-- Start of Input rows --

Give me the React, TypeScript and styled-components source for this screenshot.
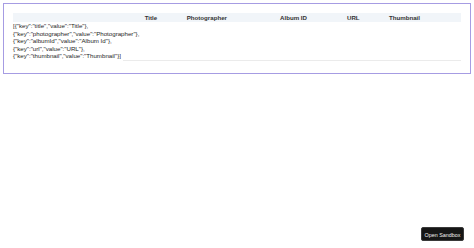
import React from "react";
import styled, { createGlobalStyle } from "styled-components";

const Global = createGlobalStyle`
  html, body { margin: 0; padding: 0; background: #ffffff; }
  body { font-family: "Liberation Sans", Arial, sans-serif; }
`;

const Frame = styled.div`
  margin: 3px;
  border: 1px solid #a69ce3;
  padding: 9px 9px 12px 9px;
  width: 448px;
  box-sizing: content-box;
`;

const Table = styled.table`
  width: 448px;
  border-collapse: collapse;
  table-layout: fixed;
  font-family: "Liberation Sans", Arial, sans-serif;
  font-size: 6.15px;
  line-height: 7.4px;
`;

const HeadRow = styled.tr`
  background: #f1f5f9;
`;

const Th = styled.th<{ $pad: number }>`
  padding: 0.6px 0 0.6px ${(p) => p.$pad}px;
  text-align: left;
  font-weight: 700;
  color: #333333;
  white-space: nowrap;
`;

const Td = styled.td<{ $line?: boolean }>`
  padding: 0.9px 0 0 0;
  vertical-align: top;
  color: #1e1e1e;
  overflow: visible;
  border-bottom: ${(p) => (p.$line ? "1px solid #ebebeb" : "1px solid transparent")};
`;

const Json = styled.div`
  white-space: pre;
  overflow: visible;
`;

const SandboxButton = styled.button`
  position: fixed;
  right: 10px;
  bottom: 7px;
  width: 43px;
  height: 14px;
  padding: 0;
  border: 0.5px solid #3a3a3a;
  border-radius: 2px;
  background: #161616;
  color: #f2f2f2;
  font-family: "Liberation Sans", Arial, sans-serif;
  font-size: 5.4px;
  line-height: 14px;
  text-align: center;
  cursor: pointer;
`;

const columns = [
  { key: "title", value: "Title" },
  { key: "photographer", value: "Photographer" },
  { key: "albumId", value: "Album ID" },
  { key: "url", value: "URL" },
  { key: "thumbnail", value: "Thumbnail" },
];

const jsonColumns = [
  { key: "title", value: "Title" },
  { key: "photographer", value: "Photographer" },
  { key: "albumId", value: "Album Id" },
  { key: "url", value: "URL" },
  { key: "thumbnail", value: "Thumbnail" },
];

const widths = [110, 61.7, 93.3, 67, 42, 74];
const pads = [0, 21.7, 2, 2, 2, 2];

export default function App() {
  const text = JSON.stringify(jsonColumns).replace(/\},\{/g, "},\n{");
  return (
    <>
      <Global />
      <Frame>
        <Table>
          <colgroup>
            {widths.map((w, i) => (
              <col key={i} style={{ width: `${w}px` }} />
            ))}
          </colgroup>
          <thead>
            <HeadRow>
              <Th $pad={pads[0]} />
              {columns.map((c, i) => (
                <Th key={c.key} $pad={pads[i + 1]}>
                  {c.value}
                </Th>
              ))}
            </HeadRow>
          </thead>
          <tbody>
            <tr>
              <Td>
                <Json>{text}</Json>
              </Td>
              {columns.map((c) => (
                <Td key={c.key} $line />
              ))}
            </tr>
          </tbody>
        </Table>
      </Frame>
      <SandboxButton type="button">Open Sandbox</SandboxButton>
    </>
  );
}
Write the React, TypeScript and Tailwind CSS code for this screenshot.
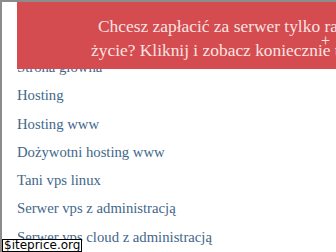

-- End of Input rows --

Omit the images and transcribe all of the records above word for word.

**Exercise solution:**
Give me the React, TypeScript and styled-components source for this screenshot.
import React from "react";
import styled, { createGlobalStyle } from "styled-components";

const Global = createGlobalStyle`
  html, body { margin: 0; padding: 0; background: #ffffff; }
  body { font-family: "Liberation Sans", Arial, sans-serif; }
`;

const Frame = styled.div`
  margin: 3px;
  border: 1px solid #a69ce3;
  padding: 9px 9px 12px 9px;
  width: 448px;
  box-sizing: content-box;
`;

const Table = styled.table`
  width: 448px;
  border-collapse: collapse;
  table-layout: fixed;
  font-family: "Liberation Sans", Arial, sans-serif;
  font-size: 6.15px;
  line-height: 7.4px;
`;

const HeadRow = styled.tr`
  background: #f1f5f9;
`;

const Th = styled.th<{ $pad: number }>`
  padding: 0.6px 0 0.6px ${(p) => p.$pad}px;
  text-align: left;
  font-weight: 700;
  color: #333333;
  white-space: nowrap;
`;

const Td = styled.td<{ $line?: boolean }>`
  padding: 0.9px 0 0 0;
  vertical-align: top;
  color: #1e1e1e;
  overflow: visible;
  border-bottom: ${(p) => (p.$line ? "1px solid #ebebeb" : "1px solid transparent")};
`;

const Json = styled.div`
  white-space: pre;
  overflow: visible;
`;

const SandboxButton = styled.button`
  position: fixed;
  right: 10px;
  bottom: 7px;
  width: 43px;
  height: 14px;
  padding: 0;
  border: 0.5px solid #3a3a3a;
  border-radius: 2px;
  background: #161616;
  color: #f2f2f2;
  font-family: "Liberation Sans", Arial, sans-serif;
  font-size: 5.4px;
  line-height: 14px;
  text-align: center;
  cursor: pointer;
`;

const columns = [
  { key: "title", value: "Title" },
  { key: "photographer", value: "Photographer" },
  { key: "albumId", value: "Album ID" },
  { key: "url", value: "URL" },
  { key: "thumbnail", value: "Thumbnail" },
];

const jsonColumns = [
  { key: "title", value: "Title" },
  { key: "photographer", value: "Photographer" },
  { key: "albumId", value: "Album Id" },
  { key: "url", value: "URL" },
  { key: "thumbnail", value: "Thumbnail" },
];

const widths = [110, 61.7, 93.3, 67, 42, 74];
const pads = [0, 21.7, 2, 2, 2, 2];

export default function App() {
  const text = JSON.stringify(jsonColumns).replace(/\},\{/g, "},\n{");
  return (
    <>
      <Global />
      <Frame>
        <Table>
          <colgroup>
            {widths.map((w, i) => (
              <col key={i} style={{ width: `${w}px` }} />
            ))}
          </colgroup>
          <thead>
            <HeadRow>
              <Th $pad={pads[0]} />
              {columns.map((c, i) => (
                <Th key={c.key} $pad={pads[i + 1]}>
                  {c.value}
                </Th>
              ))}
            </HeadRow>
          </thead>
          <tbody>
            <tr>
              <Td>
                <Json>{text}</Json>
              </Td>
              {columns.map((c) => (
                <Td key={c.key} $line />
              ))}
            </tr>
          </tbody>
        </Table>
      </Frame>
      <SandboxButton type="button">Open Sandbox</SandboxButton>
    </>
  );
}
Write the React, TypeScript and Tailwind CSS code for this screenshot.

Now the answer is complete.